Two safe harbor provisions can help smaller projects. The de minimis safe harbor allows immediate deduction of items costing $2,500 or less per invoice (or $5,000 with an applicable financial statement). The small taxpayer safe harbor lets owners of buildings with an unadjusted basis of $1 million or less deduct repairs if the total annual amount does not exceed the lesser of $10,000 or 2% of the building’s basis. For most buildings subject to Local Law 11, the small taxpayer safe harbor is unlikely to apply given property values in New York City, but the de minimis threshold can capture individual line items within a larger project.

When a FISP project involves both routine repairs and larger improvements, document each component separately. If repair costs are bundled into a single contract with improvement costs, the IRS may require the entire amount to be capitalized. A tax professional familiar with the tangible property regulations can help allocate costs properly.

Federal Historic Rehabilitation Tax Credit

Owners of certified historic buildings may offset some facade restoration costs through the federal rehabilitation tax credit, which equals 20% of qualified rehabilitation expenditures spread ratably over five years.16Office of the Law Revision Counsel. 26 USC 47 – Rehabilitation Credit To qualify, the building must be a certified historic structure, the work must be part of a certified rehabilitation, and the expenditures must be depreciable. The credit applies to nonresidential real property and residential rental property, but not to owner-occupied homes. Facade work that merely enlarges the building does not qualify.

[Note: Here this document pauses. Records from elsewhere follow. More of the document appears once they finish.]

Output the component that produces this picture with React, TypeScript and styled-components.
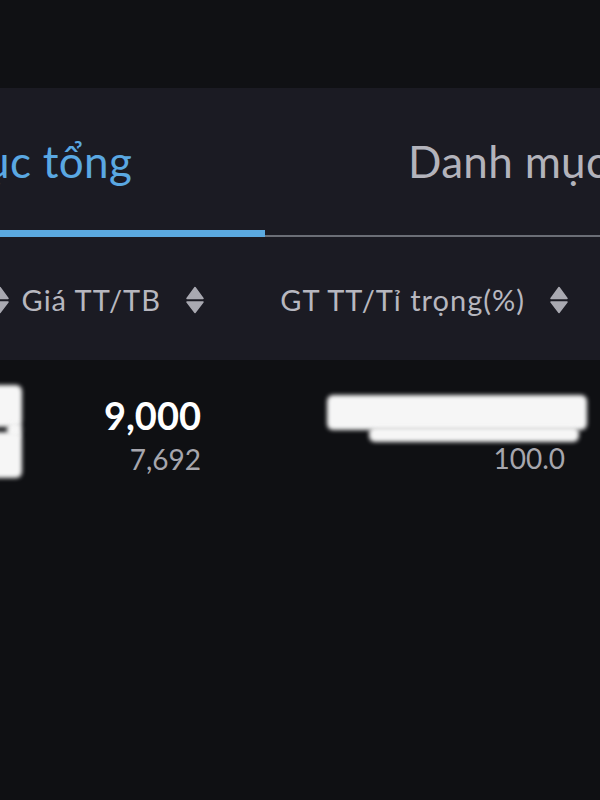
import styled, { createGlobalStyle } from 'styled-components';

const GlobalStyle = createGlobalStyle`
  html, body {
    margin: 0;
    padding: 0;
    background-color: #0f1013;
    overflow: hidden;
  }
  body {
    font-family: Lato, "Noto Sans", "Liberation Sans", sans-serif;
  }
`;

const Screen = styled.div`
  width: 600px;
  height: 800px;
  overflow: hidden;
  background-color: #0f1013;
`;

const TopBar = styled.div`
  height: 88px;
  background-color: #101114;
`;

const Panel = styled.div`
  background-color: #1b1b23;
`;

const Strip = styled.div`
  margin-left: -311px;
  width: 1152px;
`;

const Tabs = styled.div`
  display: flex;
  height: 149px;
  border-bottom: 2px solid #6b6e76;
  box-sizing: border-box;
`;

const Tab = styled.div<{ $active?: boolean }>`
  width: 576px;
  display: flex;
  align-items: center;
  padding: 4px 0 0 143px;
  margin-bottom: -2px;
  box-sizing: border-box;
  font-size: 44px;
  letter-spacing: 0.3px;
  color: ${(p) => (p.$active ? '#5aa8e2' : '#b3b3bb')};
  border-bottom: 7px solid ${(p) => (p.$active ? '#5ba9e0' : 'transparent')};
  white-space: nowrap;
`;

const Grid = styled.div`
  display: grid;
  grid-template-columns: 320px 195px 364px;
`;

const HeaderRow = styled(Grid)`
  height: 123px;
`;

const HeadCell = styled.div`
  display: flex;
  align-items: center;
  justify-content: flex-end;
  gap: 25px;
  padding-top: 2px;
  font-size: 29px;
  letter-spacing: 1px;
  color: #b7b7bf;
  white-space: nowrap;
`;

const Cell = styled.div<{ $pt: number }>`
  display: flex;
  flex-direction: column;
  align-items: flex-end;
  padding-top: ${(p) => p.$pt}px;
  padding-right: 3px;
`;

const MainValue = styled.div`
  font-size: 38px;
  line-height: 46px;
  font-weight: 700;
  color: #ffffff;
`;

const SubValue = styled.div<{ $gap?: number }>`
  margin-top: ${(p) => p.$gap ?? 0}px;
  font-size: 28px;
  line-height: 32px;
  color: #a6a6ad;
`;

// hand-smeared redaction over hidden values
const Redaction = styled.div<{ $w: number; $h: number; $shift: number; $mt?: number }>`
  width: ${(p) => p.$w}px;
  height: ${(p) => p.$h}px;
  margin-right: ${(p) => -p.$shift}px;
  margin-top: ${(p) => p.$mt ?? 0}px;
  background-color: #f6f6f6;
  border-radius: 6px;
  filter: blur(2px);
`;

const SortIcon = () => (
  <svg width="18" height="28" viewBox="0 0 18 28">
    <path d="M9 1.5 L17 12.5 H1 Z" fill="#a9a9b1" strokeLinejoin="round" stroke="#a9a9b1" strokeWidth="1.5" />
    <path d="M1 16 H17 L9 26.5 Z" fill="#a9a9b1" strokeLinejoin="round" stroke="#a9a9b1" strokeWidth="1.5" />
  </svg>
);

const App = () => {
  return (
    <Screen>
      <GlobalStyle />
      <TopBar />
      <Panel>
        <Strip>
          <Tabs>
            <Tab $active>Danh mục tổng</Tab>
            <Tab>Danh mục cơ sở</Tab>
          </Tabs>
          <HeaderRow>
            <HeadCell>
              Mã CK
              <SortIcon />
            </HeadCell>
            <HeadCell>
              Giá TT/TB
              <SortIcon />
            </HeadCell>
            <HeadCell>
              GT TT/Tỉ trọng(%)
              <SortIcon />
            </HeadCell>
          </HeaderRow>
        </Strip>
      </Panel>
      <Strip>
        <Grid>
          <Cell $pt={25}>
            <Redaction $w={200} $h={42} $shift={16} />
            <Redaction $w={15} $h={16} $shift={16} $mt={-5} />
            <Redaction $w={200} $h={46} $shift={16} $mt={-6} />
          </Cell>
          <Cell $pt={32}>
            <MainValue>9,000</MainValue>
            <SubValue $gap={5}>7,692</SubValue>
          </Cell>
          <Cell $pt={35}>
            <Redaction $w={260} $h={35} $shift={22} />
            <Redaction $w={210} $h={15} $shift={14} $mt={-3} />
            <SubValue>100.0</SubValue>
          </Cell>
        </Grid>
      </Strip>
    </Screen>
  );
};

export default App;
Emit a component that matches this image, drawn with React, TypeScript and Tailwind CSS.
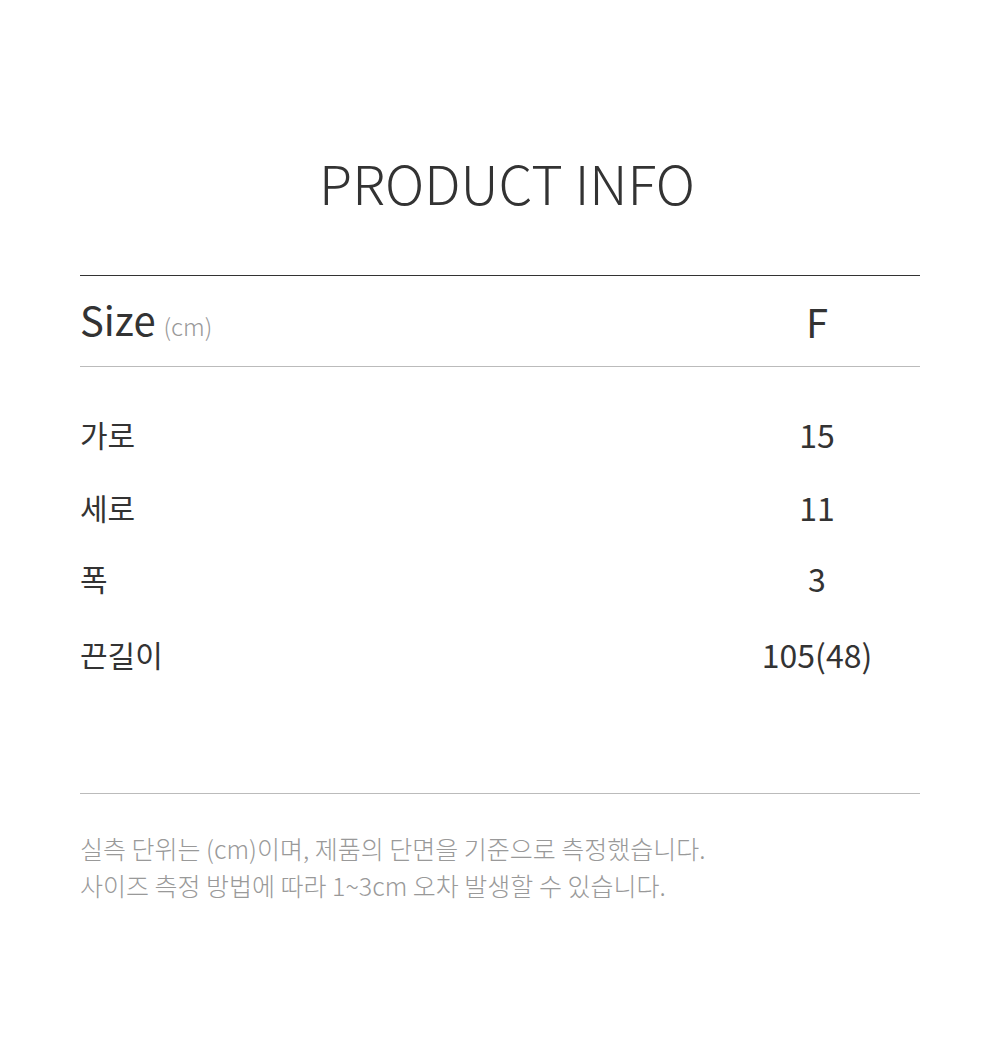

The credit is valuable but carries strings. The rehabilitation must follow the Secretary of the Interior’s Standards for Rehabilitation, and the project must be approved by the National Park Service before the credit can be claimed. For buildings already listed on the National Register of Historic Places or located in a registered historic district, coordinating FISP-mandated repairs with the rehabilitation credit requirements can turn a compliance burden into a meaningful tax benefit.